Thank You NOYZE :mrgreen:


----------



## Brian L (Nov 12, 2009)

I second that! Show off!


----------



## Sinister_kid (Nov 12, 2009)

Great Job. She is very beautiful. 

x2 on the amazing eyes.


----------



## gian133 (Nov 12, 2009)

Thank you very much everyone. :mrgreen:


----------



## gopal (Nov 12, 2009)

the most beautiful angle.....enhancing and unusual beauty of the model


----------



## FLASHPOINT* (Nov 12, 2009)

Beautiful picture.


----------



## IgsEMT (Nov 12, 2009)

GREAT CAPTURE.
x3 on the eyes


----------



## camz (Nov 12, 2009)

Very nice I agree. I would just crop out a little bit of the headspace


----------



## RMThompson (Nov 13, 2009)

Wonderful eyes... maybe a little TOO wonderful? I am wondering how much processing was done? 

Great capture though.


----------



## gian133 (Nov 13, 2009)

RMThompson said:


> Wonderful eyes... maybe a little TOO wonderful? I am wondering how much processing was done?
> 
> Great capture though.


 
Processing was done. I dont really know how to explain how much. I have been learning a lot recently as to using CS3 so i've been practicing left and right lol. The light was pretty much perfect in her eyes. I have not been able to get this look with many other pictures so i went all the way with this one. Also went a little bolder because they will probably be printed as wallets so i figured it would help make them stand out a little better on the small print.

Thanks again to everyone for the comments.

And camz.

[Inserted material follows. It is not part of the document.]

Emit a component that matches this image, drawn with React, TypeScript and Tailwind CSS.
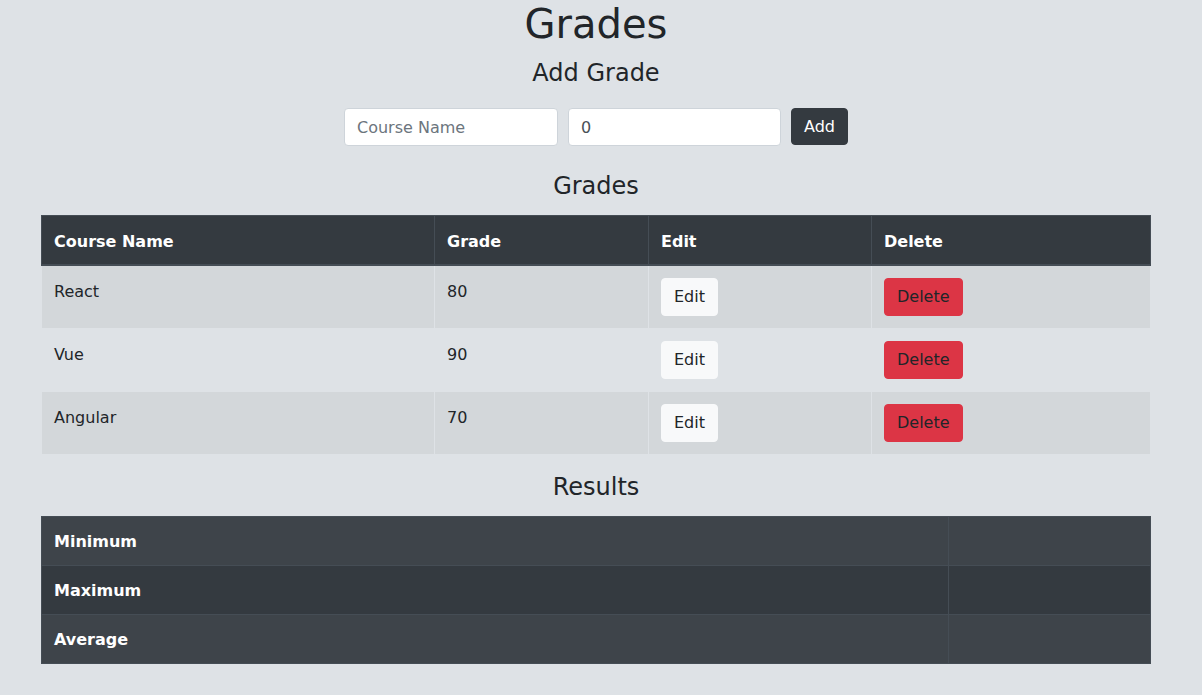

I kinda agree with the headspace but i dont like how it narrow/cuts of the shoulder and arm, so i left it.

Thanks
Gian


----------



## eric-holmes (Nov 13, 2009)

Very beautiful capture. Just another thing I can show my wife that will help me get that 50mm.


----------



## |)\/8 (Nov 13, 2009)

Very nice, love the shallow DOF and angle.  I agree that it could be cropped a little tighter.  Nice work.


----------



## gian133 (Nov 13, 2009)

eric-holmes said:


> Very beautiful capture. Just another thing I can show my wife that will help me get that 50mm.


 

Yes. You gotta get one. I got an old one from the 70's. Paid like $17 for it. Since you got the D90 you could get the new one for AF though. Its fun to have that simplicity. You got to move around to get your shots, not just turn you fingers.

Thanks


----------



## gian133 (Nov 13, 2009)

Since i got your attention i'll show another one. I tried this one in color and B&W. However B&W is something i havent done much with even though i love B&W photos. Not to sure if i like how it came out. Let me know what you think.


1.






2. B&W


----------



## [Dillz] (Nov 14, 2009)

Edited way to much....tone it down a tad man....you want it to look better then the real photo but not unbelievable.


----------



## Parkerman (Nov 16, 2009)

I wouldn't have smoothed her face out.. seems as though you have lost to much detail which makes it look like plastic.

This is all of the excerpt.